According to the Health Ministry, nearly 300 organ
transplants are performed each year in the country while around 500,000
people nationwide need transplants of various kinds.
Dr Tran Ngoc Sinh of the Cho Ray Hospital in HCM City said
that Vietnam had around 6,000 patients suffering from chronic kidney
failure, and 300,000 blinded by diseases relating to the cornea.
However, the very small number of organ donors made it difficult to
provide these people with life-saving or life-enhancing transplants, he
said.
A recent survey on organ donation conducted
among 2,000 people in Vietnam showed that more than 50 percent of
people did not want to become donors.
Thirty-five
percent agreed to become donors after their death and only 15 percent
said they would donate whenever other people needed their help.
Religious beliefs and low awareness were main reasons for many people not wanting to become organ donors, Sinh said.
The first kidney transplant was successfully conducted in Vietnam in
1992 and 12 years later, local doctors performed the first liver graft
surgery.
Early this month, doctors at the Hue
Central Hospital in Thua Thien-Hue Province successfully
performed a heart transplant, the first such operation performed solely
by Vietnamese doctors.
The previous successful heart transplant was performed last year in Hanoi with the assistance of Taiwanese surgeons.
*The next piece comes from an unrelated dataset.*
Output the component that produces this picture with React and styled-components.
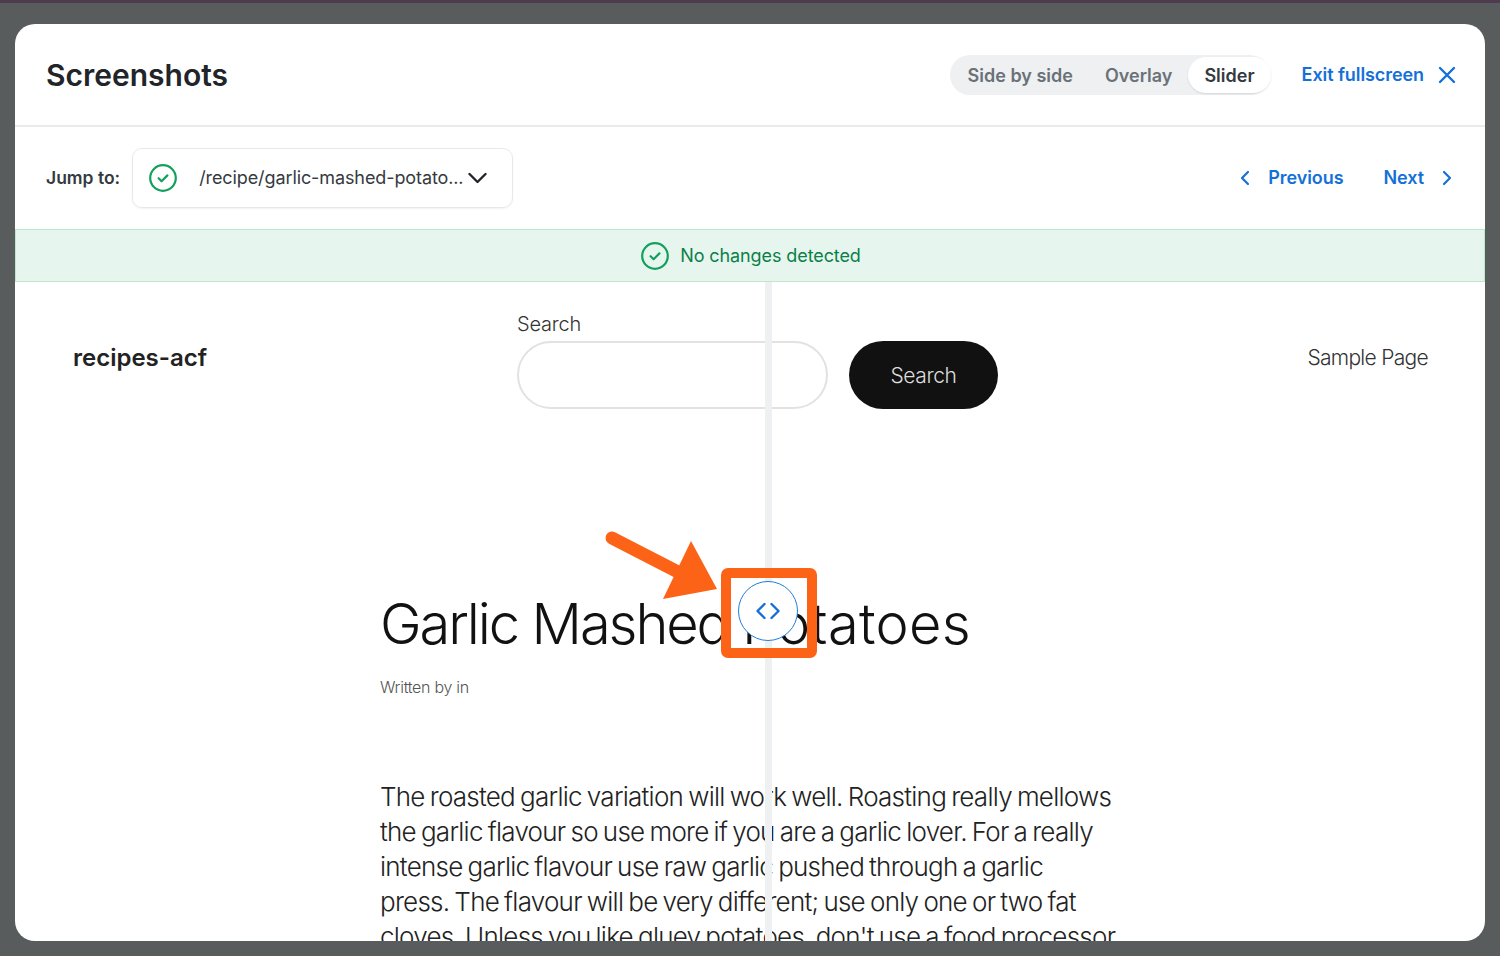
import React from "react";
import styled, { createGlobalStyle } from "styled-components";

const Global = createGlobalStyle`
  html, body { margin: 0; padding: 0; background: #585c5d; }
  body { font-family: Inter, "Liberation Sans", sans-serif; overflow: hidden; }
  * { box-sizing: border-box; }
`;

const Page = styled.div`
  height: 956px;
  padding: 21px 15px 15px;
  background: #585c5d;
  border-top: 3px solid #4f3a4f;
`;

const Modal = styled.div`
  position: relative;
  height: 917px;
  background: #fff;
  border-radius: 20px;
  overflow: hidden;
  display: flex;
  flex-direction: column;
`;

const Header = styled.header`
  height: 103px;
  flex-shrink: 0;
  padding: 0 29px 0 31px;
  border-bottom: 2px solid #e8eaec;
  display: flex;
  align-items: center;
  justify-content: space-between;
`;

const Title = styled.h1`
  margin: 0;
  font-size: 30px;
  font-weight: 600;
  color: #212529;
`;

const HeaderRight = styled.div`
  display: flex;
  align-items: center;
`;

const Toggle = styled.div`
  width: 320px;
  height: 40px;
  padding: 2px;
  margin-right: 32px;
  background: #eef0f2;
  border-radius: 20px;
  display: flex;
  align-items: center;
`;

const ToggleItem = styled.div`
  height: 36px;
  padding: 1px 16px 0;
  border-radius: 18px;
  display: flex;
  align-items: center;
  white-space: nowrap;
  flex-shrink: 0;
  font-size: 18px;
  font-weight: 600;
  color: ${(p) => (p.$active ? "#343a40" : "#6a7278")};
  background: ${(p) => (p.$active ? "#fff" : "transparent")};
  box-shadow: ${(p) => (p.$active ? "0 1px 2px rgba(30, 40, 50, 0.12)" : "none")};
`;

const Link = styled.a`
  display: flex;
  align-items: center;
  gap: ${(p) => p.$gap || 14}px;
  margin-left: ${(p) => p.$ml || 0}px;
  font-size: 18px;
  font-weight: 600;
  letter-spacing: -0.08px;
  color: #1470d8;
`;

const Toolbar = styled.div`
  height: 102px;
  flex-shrink: 0;
  padding: 0 33px 1px 31px;
  display: flex;
  align-items: center;
  justify-content: space-between;
`;

const Jump = styled.div`
  display: flex;
  align-items: center;
  gap: 12px;
`;

const JumpLabel = styled.span`
  font-size: 17.5px;
  font-weight: 600;
  color: #343a40;
`;

const Select = styled.div`
  width: 381px;
  height: 60px;
  padding: 0 25px 0 16px;
  border: 1px solid #e6e8ea;
  border-radius: 10px;
  box-shadow: 0 1px 2px rgba(30, 40, 50, 0.06);
  display: flex;
  align-items: center;
`;

const SelectText = styled.span`
  margin-left: 22px;
  flex: 1;
  font-size: 18px;
  letter-spacing: -0.1px;
  color: #343a40;
  white-space: nowrap;
`;

const Pager = styled.div`
  display: flex;
  align-items: center;
`;

const Banner = styled.div`
  height: 53px;
  flex-shrink: 0;
  padding-left: 2px;
  background: #e6f6ee;
  border: 1px solid #bde8ce;
  display: flex;
  align-items: center;
  justify-content: center;
  gap: 11px;
  font-size: 18px;
  letter-spacing: -0.1px;
  color: #0c7f4a;
`;

const Preview = styled.div`
  flex: 1;
  min-height: 0;
`;

const SiteHeader = styled.div`
  height: 127px;
  padding: 29px 57px 0 58px;
  display: flex;
`;

const Logo = styled.div`
  width: 444px;
  margin-top: 32px;
  font-size: 24px;
  font-weight: 600;
  color: #222;
`;

const SearchForm = styled.div`
  width: 481px;
`;

const SearchLabel = styled.div`
  height: 30px;
  padding-top: 1px;
  font-size: 20px;
  font-weight: 300;
  letter-spacing: -0.2px;
  color: #333;
`;

const SearchRow = styled.div`
  display: flex;
  gap: 21px;
`;

const SearchInput = styled.div`
  width: 311px;
  height: 68px;
  border: 2px solid #e2e2e2;
  border-radius: 34px;
`;

const SearchButton = styled.div`
  width: 149px;
  height: 68px;
  border-radius: 34px;
  background: #111;
  color: #ddd;
  display: flex;
  align-items: center;
  justify-content: center;
  font-size: 21px;
  font-weight: 300;
  letter-spacing: -0.4px;
`;

const Nav = styled.div`
  margin: 34px 0 0 auto;
  font-size: 21px;
  font-weight: 300;
  letter-spacing: -0.7px;
  color: #333;
`;

const Article = styled.article`
  margin-left: 365px;
  padding-top: 180px;
`;

const PostTitle = styled.h2`
  margin: 0;
  font-size: 56px;
  line-height: 70px;
  font-weight: 300;
  color: #111;
  white-space: nowrap;
`;

const TitleWords = styled.span`
  letter-spacing: ${(p) => p.$ls}px;
`;

const Meta = styled.div`
  margin-top: 18px;
  font-size: 16px;
  font-weight: 300;
  letter-spacing: -0.3px;
  color: #555;
`;

const Body = styled.p`
  margin: 81.5px 0 0;
  font-size: 26px;
  line-height: 35px;
  font-weight: 300;
  letter-spacing: -0.75px;
  word-spacing: -1.5px;
  color: #222;
  white-space: nowrap;
`;

const SliderBar = styled.div`
  position: absolute;
  left: 750px;
  top: 258px;
  bottom: 0;
  width: 7px;
  background: #eef0f2;
`;

const SliderHandle = styled.div`
  position: absolute;
  left: 723px;
  top: 557px;
  width: 60px;
  height: 60px;
  border-radius: 50%;
  background: #fff;
  border: 1.5px solid #1f7fd8;
  display: flex;
  align-items: center;
  justify-content: center;
`;

const Annotation = styled.svg`
  position: absolute;
  left: 585px;
  top: 504px;
`;

const CheckCircle = ({ size = 28 }) => (
  <svg width={size} height={size} viewBox="0 0 28 28" fill="none">
    <circle cx="14" cy="14" r="12.8" stroke="#14a05c" strokeWidth="2.2" />
    <path d="M9.6 14.2l3 3 5.8-5.8" stroke="#14a05c" strokeWidth="2.2" strokeLinecap="round" strokeLinejoin="round" />
  </svg>
);

const Chevron = ({ d, color = "#1470d8", w = 10, h = 16, sw = 2.2, vb = "0 0 10 16" }) => (
  <svg width={w} height={h} viewBox={vb} fill="none">
    <path d={d} stroke={color} strokeWidth={sw} strokeLinecap="round" strokeLinejoin="round" />
  </svg>
);

export default function App() {
  return (
    <>
      <Global />
      <Page>
        <Modal>
          <Header>
            <Title>Screenshots</Title>
            <HeaderRight>
              <Toggle>
                <ToggleItem>Side by side</ToggleItem>
                <ToggleItem>Overlay</ToggleItem>
                <ToggleItem $active>Slider</ToggleItem>
              </Toggle>
              <Link>
                Exit fullscreen
                <svg width="18" height="18" viewBox="0 0 18 18" fill="none">
                  <path d="M2 2l14 14M16 2L2 16" stroke="#1470d8" strokeWidth="2.4" strokeLinecap="round" />
                </svg>
              </Link>
            </HeaderRight>
          </Header>

          <Toolbar>
            <Jump>
              <JumpLabel>Jump to:</JumpLabel>
              <Select>
                <CheckCircle />
                <SelectText>/recipe/garlic-mashed-potato...</SelectText>
                <Chevron d="M1.500 2l8 8 8-8" color="#212529" w={19} h={12} vb="0 0 19 12" sw={2.4} />
              </Select>
            </Jump>
            <Pager>
              <Link $gap={18}>
                <Chevron d="M8 2L2 8l6 6" />
                Previous
              </Link>
              <Link $ml={40} $gap={18}>
                Next
                <Chevron d="M2 2l6 6-6 6" />
              </Link>
            </Pager>
          </Toolbar>

          <Banner>
            <CheckCircle />
            No changes detected
          </Banner>

          <Preview>
            <SiteHeader>
              <Logo>recipes-acf</Logo>
              <SearchForm>
                <SearchLabel>Search</SearchLabel>
                <SearchRow>
                  <SearchInput />
                  <SearchButton>Search</SearchButton>
                </SearchRow>
              </SearchForm>
              <Nav>Sample Page</Nav>
            </SiteHeader>
            <Article>
              <PostTitle>
                <TitleWords $ls={-2.1}>Garlic Mashed </TitleWords>
                <TitleWords $ls={0.3}>Potatoes</TitleWords>
              </PostTitle>
              <Meta>Written by in</Meta>
              <Body>
                The roasted garlic variation will work well. Roasting really mellows
                <br />
                the garlic flavour so use more if you are a garlic lover. For a really
                <br />
                intense garlic flavour use raw garlic pushed through a garlic
                <br />
                press. The flavour will be very different; use only one or two fat
                <br />
                cloves. Unless you like gluey potatoes, don't use a food processor
              </Body>
            </Article>
          </Preview>

          <SliderBar />
          <SliderHandle>
            <svg width="28" height="18" viewBox="0 0 28 18" fill="none">
              <path d="M10.500 2L3.500 9l7 7M17.500 2l7 7-7 7" stroke="#1470d8" strokeWidth="2.4" strokeLinecap="round" strokeLinejoin="round" />
            </svg>
          </SliderHandle>

          <Annotation width="240" height="140" viewBox="0 0 240 140" fill="none">
            <path d="M12 10l68 35" stroke="#fd6317" strokeWidth="13" strokeLinecap="round" />
            <path d="M91 13l26 48-54 10z" fill="#fd6317" />
            <rect x="126" y="45" width="86" height="80" rx="2" stroke="#fd6317" strokeWidth="10" />
          </Annotation>
        </Modal>
      </Page>
    </>
  );
}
As of last November, 17 patients had received kidney transplants, 15
had undergone liver transplants and one patient had a heart transplant
with organs taken from brain dead donors.
Vietnam
passed a law relating to organ donation in 2006, under which
Vietnamese citizens aged 18 and above have the right to donate their
tissue or organs.
The law offers several incentives
for donors including free health care services, health insurance and
priority for transplants if needed. This year, the Ministry of Health is
set to issue five more decrees involving organ transplant. It will also
set up a national organ transplant association and a co-ordination
centre.
Prof Nghiem Dao Dai, former head of
Allegheny General Hospital 's Organ Transplant Ward in the US , said
in a workshop held earlier that the shortage of organ donors was not a
situation particular to Vietnam .
Dai stressed
the need for organ transplants to be a very fair and transparent process
in order to remove the notion that it was a treatment that served only
the rich people.
Prof Francis L Delmonico, chairman
of the Transplantation Society in Canada and an expert with the World
Health Organisation, emphasised the importance of setting up a network
of organ donors and having transparent regulations on brain dead
diagnoses to avoid patients becoming victims of organ trafficking.
He also called for legal protection to ensure that people would not end up dead after agreeing to become organ donor./.